A consensus is building on Capitol Hill for bipartisan comprehensive immigration reform. In Georgia, state lawmakers are weighing on in the possibility of the federal government revamping its laws, but not everyone is convinced.
At the Capitol building, a group of state lawmakers, labor leaders and immigrant support groups expressed their support for the Senate's efforts to reform immigration laws.
"There's a consensus in this country that comprehensive federal immigration reform is something that should happen now in a bipartisan way," said Sen. Vincent Fort (D-Atlanta).
Fort was joined at the roundtable discussion by fellow Sen. Nan Orrock (D-Atlanta).
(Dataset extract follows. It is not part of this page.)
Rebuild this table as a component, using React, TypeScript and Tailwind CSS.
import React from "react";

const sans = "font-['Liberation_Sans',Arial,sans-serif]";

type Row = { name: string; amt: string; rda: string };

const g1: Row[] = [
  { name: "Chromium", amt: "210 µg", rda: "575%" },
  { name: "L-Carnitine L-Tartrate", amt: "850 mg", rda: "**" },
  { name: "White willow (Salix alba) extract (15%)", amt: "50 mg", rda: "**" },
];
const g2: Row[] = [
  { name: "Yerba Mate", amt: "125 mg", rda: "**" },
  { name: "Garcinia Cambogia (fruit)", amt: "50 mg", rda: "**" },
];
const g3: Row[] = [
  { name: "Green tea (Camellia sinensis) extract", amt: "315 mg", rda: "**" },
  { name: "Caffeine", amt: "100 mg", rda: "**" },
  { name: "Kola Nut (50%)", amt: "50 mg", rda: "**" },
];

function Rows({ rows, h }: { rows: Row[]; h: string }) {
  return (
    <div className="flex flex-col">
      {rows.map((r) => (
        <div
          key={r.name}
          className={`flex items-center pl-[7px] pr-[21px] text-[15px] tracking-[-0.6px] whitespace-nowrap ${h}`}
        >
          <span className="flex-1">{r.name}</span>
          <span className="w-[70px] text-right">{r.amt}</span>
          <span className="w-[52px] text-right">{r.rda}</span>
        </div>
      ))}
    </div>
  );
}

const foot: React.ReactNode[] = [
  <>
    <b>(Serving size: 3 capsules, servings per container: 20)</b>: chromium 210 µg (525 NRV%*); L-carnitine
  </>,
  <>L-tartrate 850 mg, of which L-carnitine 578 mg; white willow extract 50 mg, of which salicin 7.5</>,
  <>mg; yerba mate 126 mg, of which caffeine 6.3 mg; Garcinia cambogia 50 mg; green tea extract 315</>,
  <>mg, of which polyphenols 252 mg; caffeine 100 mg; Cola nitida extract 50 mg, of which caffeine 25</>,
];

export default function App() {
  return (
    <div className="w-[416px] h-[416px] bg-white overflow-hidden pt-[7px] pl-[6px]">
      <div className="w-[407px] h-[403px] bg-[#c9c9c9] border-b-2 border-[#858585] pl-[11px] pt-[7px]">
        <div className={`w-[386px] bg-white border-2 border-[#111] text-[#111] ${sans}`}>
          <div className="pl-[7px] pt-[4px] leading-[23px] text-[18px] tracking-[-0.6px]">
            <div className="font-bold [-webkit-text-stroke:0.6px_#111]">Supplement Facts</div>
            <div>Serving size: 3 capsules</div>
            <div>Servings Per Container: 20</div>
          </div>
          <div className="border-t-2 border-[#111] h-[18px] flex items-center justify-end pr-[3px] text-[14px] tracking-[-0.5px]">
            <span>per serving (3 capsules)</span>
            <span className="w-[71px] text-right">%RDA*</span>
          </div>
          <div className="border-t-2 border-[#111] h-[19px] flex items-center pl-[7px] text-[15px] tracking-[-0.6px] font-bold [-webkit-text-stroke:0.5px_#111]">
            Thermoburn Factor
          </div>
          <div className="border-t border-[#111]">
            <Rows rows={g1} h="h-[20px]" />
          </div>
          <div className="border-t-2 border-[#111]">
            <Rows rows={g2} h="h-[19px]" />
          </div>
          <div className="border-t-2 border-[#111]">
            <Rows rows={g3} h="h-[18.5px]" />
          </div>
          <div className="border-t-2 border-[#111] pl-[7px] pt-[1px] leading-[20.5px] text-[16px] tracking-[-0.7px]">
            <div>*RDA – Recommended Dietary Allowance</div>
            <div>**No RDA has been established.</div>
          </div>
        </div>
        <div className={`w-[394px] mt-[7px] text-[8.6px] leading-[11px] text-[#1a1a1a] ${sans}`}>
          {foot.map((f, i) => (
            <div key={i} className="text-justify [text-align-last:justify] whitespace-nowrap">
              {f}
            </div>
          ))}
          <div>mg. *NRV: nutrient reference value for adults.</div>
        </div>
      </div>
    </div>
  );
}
"No more vicious, anti-immigrant measures will be tolerated here in this state," Orrock said.
Orrock says Georgia has been hurt by House Bill 87, the tough immigration legislation signed into law by the governor in 2011.
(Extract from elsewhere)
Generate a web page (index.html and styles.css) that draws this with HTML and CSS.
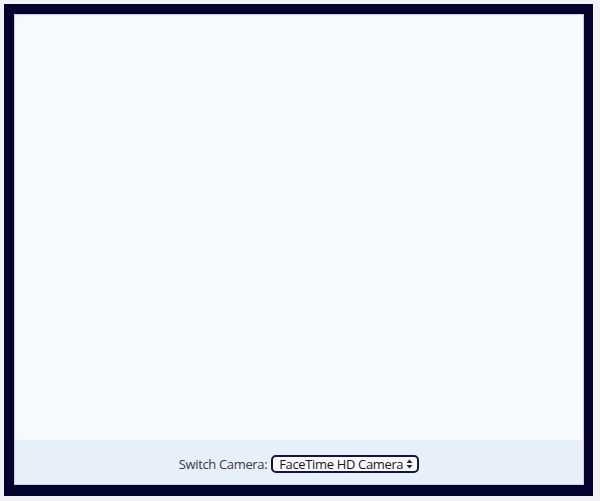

"Our agricultural sector of our economy took almost a billion-dollar hit in half of one growing season from bad, anti-immigrant legislation," Orrock said.
The group wants a law that creates a path to citizenship and secures our borders.
D.A. King is the founder of the Dustin Inman Society, an anti-illegal immigration group. He has no faith in Washington's bi-partisan efforts to reform the nation's immigration laws.
"People shouldn't be fooled with this false promise of secure borders," said King.
He already coined a phrase for it - -- "Rubi-Obama Amnesty" -- a reference to Republican Sen. Marco Rubio and the President.
"The party of the people doesn't matter. The Democrats want the added vote, and the Chamber of Commerce Republicans want additional cheap labor," said King.
A bipartisan group of eight senators held its first meeting to discuss drafting a comprehensive immigration reform bill on Wednesday. President Obama also addressed the issue in Tuesday's State of the Union address.